**Dataset content**
[START]

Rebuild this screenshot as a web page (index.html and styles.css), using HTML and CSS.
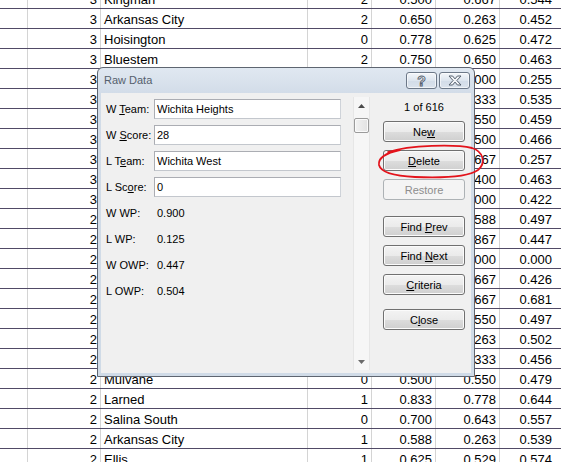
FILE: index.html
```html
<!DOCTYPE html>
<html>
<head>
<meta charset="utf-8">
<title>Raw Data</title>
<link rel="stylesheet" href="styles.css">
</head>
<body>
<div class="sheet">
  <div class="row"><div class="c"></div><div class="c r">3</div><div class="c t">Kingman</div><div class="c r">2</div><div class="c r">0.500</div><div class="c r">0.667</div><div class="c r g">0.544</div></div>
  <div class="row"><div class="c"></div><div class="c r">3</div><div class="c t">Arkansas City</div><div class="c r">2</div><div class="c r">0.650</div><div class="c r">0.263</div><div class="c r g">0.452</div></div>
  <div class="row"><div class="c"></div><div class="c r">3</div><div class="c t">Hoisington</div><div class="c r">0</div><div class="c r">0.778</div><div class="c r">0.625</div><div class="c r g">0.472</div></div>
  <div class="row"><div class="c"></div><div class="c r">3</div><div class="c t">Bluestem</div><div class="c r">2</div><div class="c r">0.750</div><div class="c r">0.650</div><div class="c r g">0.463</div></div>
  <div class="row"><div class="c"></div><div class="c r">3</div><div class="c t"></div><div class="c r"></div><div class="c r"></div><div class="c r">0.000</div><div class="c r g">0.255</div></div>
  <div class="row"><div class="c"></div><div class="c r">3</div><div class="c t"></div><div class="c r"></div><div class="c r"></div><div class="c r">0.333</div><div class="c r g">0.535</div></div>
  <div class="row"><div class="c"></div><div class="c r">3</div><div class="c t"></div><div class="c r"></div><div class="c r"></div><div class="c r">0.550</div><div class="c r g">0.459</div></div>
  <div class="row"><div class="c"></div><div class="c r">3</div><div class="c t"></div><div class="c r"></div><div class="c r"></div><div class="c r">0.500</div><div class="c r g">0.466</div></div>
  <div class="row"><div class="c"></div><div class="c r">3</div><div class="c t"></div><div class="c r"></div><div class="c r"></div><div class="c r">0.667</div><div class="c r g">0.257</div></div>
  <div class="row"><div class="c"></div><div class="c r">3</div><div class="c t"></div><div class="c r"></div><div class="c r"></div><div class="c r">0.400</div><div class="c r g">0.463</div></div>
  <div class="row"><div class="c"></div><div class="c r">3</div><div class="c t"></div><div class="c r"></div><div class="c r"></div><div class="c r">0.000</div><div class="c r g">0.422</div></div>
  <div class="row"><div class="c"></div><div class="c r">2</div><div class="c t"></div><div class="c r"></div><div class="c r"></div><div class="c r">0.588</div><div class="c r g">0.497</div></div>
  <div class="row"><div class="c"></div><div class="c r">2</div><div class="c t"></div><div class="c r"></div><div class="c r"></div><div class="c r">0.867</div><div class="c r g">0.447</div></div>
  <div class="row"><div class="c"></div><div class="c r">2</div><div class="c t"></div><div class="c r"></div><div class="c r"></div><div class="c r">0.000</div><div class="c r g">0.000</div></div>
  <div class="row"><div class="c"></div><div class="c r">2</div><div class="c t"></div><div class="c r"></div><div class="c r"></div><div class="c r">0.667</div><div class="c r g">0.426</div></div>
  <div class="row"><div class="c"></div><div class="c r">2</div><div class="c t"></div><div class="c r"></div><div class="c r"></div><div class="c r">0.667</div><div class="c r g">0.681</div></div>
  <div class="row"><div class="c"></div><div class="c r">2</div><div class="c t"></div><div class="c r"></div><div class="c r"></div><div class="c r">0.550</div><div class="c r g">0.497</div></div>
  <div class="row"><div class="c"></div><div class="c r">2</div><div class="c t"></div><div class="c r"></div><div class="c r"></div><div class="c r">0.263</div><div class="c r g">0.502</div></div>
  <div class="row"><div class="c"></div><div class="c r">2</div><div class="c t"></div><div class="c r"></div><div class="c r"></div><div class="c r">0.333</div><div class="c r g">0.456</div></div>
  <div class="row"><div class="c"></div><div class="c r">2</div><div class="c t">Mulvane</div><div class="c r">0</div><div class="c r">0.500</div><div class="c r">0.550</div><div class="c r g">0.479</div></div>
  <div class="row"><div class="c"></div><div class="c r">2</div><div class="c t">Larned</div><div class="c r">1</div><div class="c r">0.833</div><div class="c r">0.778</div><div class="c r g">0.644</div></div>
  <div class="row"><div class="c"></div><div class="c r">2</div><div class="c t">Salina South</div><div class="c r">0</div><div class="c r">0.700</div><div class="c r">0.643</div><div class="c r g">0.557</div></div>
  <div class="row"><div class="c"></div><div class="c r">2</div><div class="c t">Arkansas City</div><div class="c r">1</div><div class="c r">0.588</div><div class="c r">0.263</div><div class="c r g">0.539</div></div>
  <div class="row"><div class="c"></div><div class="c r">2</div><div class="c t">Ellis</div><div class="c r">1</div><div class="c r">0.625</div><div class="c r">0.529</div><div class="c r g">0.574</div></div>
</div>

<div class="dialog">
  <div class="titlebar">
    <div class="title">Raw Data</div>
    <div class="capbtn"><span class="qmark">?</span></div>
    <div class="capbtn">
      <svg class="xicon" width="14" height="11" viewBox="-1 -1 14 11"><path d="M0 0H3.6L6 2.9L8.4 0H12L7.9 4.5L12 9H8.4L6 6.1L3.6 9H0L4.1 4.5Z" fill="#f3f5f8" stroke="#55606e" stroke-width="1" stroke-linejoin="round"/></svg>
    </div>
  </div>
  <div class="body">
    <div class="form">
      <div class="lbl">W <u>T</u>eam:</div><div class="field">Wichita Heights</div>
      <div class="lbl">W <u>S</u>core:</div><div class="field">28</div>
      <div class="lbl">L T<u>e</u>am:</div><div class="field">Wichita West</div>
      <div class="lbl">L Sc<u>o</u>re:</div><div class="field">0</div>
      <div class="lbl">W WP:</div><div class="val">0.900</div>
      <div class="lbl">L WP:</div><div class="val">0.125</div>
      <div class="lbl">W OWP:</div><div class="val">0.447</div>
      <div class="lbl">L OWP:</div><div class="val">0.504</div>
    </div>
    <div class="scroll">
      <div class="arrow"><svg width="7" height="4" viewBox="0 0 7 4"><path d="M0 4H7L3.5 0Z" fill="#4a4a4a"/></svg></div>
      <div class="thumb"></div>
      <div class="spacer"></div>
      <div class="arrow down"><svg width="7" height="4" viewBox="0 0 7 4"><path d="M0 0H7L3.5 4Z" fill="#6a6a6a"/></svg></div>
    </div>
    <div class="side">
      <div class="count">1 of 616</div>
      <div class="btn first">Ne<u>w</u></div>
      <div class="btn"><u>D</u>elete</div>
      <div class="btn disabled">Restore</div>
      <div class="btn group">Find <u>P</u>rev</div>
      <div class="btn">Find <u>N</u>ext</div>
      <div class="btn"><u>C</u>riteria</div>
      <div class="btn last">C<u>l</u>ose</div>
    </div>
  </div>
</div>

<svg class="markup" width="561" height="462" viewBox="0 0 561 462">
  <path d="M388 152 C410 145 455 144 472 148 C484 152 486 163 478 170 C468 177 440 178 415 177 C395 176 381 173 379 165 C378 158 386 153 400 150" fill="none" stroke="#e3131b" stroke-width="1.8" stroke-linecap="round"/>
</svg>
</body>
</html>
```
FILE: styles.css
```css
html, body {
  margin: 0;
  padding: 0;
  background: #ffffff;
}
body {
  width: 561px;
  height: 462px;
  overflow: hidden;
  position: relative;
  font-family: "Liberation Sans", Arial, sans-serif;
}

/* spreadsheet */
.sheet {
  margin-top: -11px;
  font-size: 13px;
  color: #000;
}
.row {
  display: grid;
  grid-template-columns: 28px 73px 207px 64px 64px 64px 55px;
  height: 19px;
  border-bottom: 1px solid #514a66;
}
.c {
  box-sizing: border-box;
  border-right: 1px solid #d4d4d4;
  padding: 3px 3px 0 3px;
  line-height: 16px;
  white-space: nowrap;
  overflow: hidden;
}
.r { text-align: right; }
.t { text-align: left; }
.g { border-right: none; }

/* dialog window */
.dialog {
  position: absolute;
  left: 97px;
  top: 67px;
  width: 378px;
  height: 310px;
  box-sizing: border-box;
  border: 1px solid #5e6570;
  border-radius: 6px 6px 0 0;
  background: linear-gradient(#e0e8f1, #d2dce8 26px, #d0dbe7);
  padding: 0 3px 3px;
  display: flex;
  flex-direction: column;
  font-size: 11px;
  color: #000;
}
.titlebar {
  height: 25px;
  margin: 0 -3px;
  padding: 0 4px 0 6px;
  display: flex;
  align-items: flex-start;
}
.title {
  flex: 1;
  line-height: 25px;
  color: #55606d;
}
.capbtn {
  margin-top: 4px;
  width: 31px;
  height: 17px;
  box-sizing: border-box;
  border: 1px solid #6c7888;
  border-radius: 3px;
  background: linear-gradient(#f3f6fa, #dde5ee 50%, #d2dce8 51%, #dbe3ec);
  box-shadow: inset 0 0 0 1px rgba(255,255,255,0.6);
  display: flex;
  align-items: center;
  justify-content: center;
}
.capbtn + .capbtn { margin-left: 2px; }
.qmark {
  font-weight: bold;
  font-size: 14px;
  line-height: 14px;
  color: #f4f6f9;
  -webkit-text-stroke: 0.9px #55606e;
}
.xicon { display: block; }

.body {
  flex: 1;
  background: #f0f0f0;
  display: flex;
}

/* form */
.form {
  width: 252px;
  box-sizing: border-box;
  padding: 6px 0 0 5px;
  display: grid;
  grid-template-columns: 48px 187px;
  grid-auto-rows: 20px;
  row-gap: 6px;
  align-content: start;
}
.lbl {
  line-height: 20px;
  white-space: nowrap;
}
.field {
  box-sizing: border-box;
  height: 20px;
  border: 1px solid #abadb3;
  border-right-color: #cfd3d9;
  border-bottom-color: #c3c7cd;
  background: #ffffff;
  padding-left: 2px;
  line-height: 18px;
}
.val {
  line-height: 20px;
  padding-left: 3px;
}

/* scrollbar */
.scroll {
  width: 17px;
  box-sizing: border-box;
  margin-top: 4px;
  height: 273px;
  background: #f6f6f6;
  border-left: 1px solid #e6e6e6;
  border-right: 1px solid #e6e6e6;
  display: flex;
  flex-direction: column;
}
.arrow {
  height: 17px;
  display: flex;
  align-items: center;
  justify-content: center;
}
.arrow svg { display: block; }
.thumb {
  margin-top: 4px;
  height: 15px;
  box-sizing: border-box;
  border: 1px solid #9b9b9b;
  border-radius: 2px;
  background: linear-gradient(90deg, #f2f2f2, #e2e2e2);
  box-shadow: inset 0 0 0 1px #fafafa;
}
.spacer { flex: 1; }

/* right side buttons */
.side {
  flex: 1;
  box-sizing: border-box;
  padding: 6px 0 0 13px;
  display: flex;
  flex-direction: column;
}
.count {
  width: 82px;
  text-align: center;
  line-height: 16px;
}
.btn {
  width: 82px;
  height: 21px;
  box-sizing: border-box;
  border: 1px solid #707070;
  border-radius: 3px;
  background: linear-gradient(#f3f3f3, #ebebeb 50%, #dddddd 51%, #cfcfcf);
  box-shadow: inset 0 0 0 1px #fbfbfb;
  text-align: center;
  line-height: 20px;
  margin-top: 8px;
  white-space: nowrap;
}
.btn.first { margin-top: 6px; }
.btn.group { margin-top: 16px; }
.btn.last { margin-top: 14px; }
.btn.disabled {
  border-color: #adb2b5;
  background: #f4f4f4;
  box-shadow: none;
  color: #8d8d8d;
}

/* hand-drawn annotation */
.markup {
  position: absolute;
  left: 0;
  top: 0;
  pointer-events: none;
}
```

[END]

**Problem to work on**
Gather each line holding the string "index".

**Solution below**
Rebuild this screenshot as a web page (index.html and styles.css), using HTML and CSS.
FILE: index.html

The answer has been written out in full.